Il faudrait alors...

parenthèse savante (comme l'a fait Worringer après Riegl lui-même inspiré de Schopenhauer, mettre en avant l'intention et, de même que ces théoriciens de l'art parlaient de "kunstwollen", de "volonté d'art »)

… parler de "volonté d'hypotypose", d' "intention hypotypotique",

Le mot « hypotipotique ressemble (en plus lourd) à la marche de Lolita dans les premières lignes de la version anglaise du roman : « the tip of the tongue taking a trip of three steps down the palate to tap, at three, on the teeth »
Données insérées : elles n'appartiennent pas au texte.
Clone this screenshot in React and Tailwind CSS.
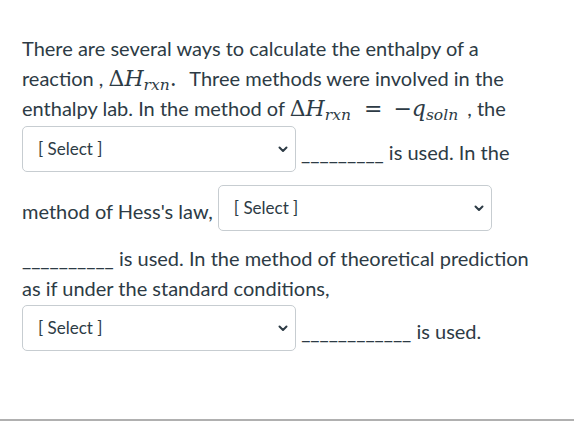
import React from "react";

const Chevron = () => (
  <svg
    width="12"
    height="12"
    viewBox="0 0 24 24"
    fill="none"
    stroke="#2d3b45"
    strokeWidth="4"
    strokeLinecap="round"
    strokeLinejoin="round"
  >
    <path d="M5 9l7 7 7-7" />
  </svg>
);

const QuizSelect = ({ className = "" }) => (
  <span className={`relative inline-block align-[5px] ${className}`}>
    <select
      defaultValue=""
      className="appearance-none w-[274px] h-[46px] pl-[15px] pr-8 border border-[#c7cdd1] rounded-[5px] bg-white text-[17px] text-[#2d3b45] outline-none"
      style={{ fontFamily: "Lato, sans-serif" }}
    >
      <option value="">[ Select ]</option>
      <option value="a">calorimetry</option>
      <option value="b">Hess's law</option>
      <option value="c">standard enthalpies of formation</option>
    </select>
    <span className="pointer-events-none absolute right-[7px] top-1/2 -translate-y-1/2 flex">
      <Chevron />
    </span>
  </span>
);

const Math = ({ children, className = "" }) => (
  <span
    className={`font-['DejaVu_Serif',serif] text-[22px] leading-none ${className}`}
  >
    {children}
  </span>
);

const Sub = ({ children }) => (
  <span className="relative top-[4px] text-[15.5px] italic">{children}</span>
);

const DeltaH = () => (
  <>
    Δ<i>H</i>
    <Sub>rxn</Sub>
  </>
);

export default function App() {
  return (
    <div className="bg-white w-[574px] h-[426px] flex flex-col">
      <div
        className="flex-1 pl-[22px] pr-[40px] pt-[33px] text-[20px] leading-[30px] text-[#2d3b45]"
        style={{ fontFamily: "Lato, sans-serif" }}
      >
        <p>
          There are several ways to calculate the enthalpy of a reaction ,{" "}
          <Math className="mr-[8px]">
            <DeltaH />.
          </Math>{" "}
          Three methods were involved in the enthalpy lab. In the method of{" "}
          <Math className="mr-[4px]">
            <DeltaH />
            <span className="ml-[13px] mr-[11px]">=</span>−<i>q</i>
            <Sub>soln</Sub>
          </Math>{" "}
          , the <QuizSelect className="mt-[3px]" /> _________ is used. In the
          method of Hess's law, <QuizSelect className="mt-[13px] mb-[12px]" />{" "}
          __________ is used. In the method of theoretical prediction as if
          under the standard conditions, <QuizSelect className="mt-[2px]" />{" "}
          ____________ is used.
        </p>
      </div>
      <div className="h-[2px] bg-[#b0b0b0] mb-[5px]" />
    </div>
  );
}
Phrase hautement hypotypotique, dont on peut dire :

- "on s'y croirait !"

ou :

- "ça y fait un peu penser...".


Osera-t-on créer un néologisme germanique : "hypotyposenwollen" ? Certains ont fait pire. Cela aurait au moins le mérite de mettre l'accent sur l'intention, et de ne pas prendre en compte un effet, un résultat tellement subjectifs qu'on ne peut les cerner par anticipation. Serait hypotypose ce qui serait voulu comme tel, à défaut d'être universellement ressenti comme tel. Car, nul n'est tenu à l'impossible évanouissement du mot médiateur au profit de l'hallucination directe de la chose ; mais il n’est pas interdit d’essayer.


Pour finir, une citation :

Addison : Les plaisirs de l'imagination 1712 : « Words, when well chosen, have so great a force in them that a description often gives us more lively ideas than the sight of things themselves ».

« Les mots, quand ils sont bien choisis, possèdent en eux une telle force qu'une description nous donne souvent des idées plus vives que la vision des choses mêmes ».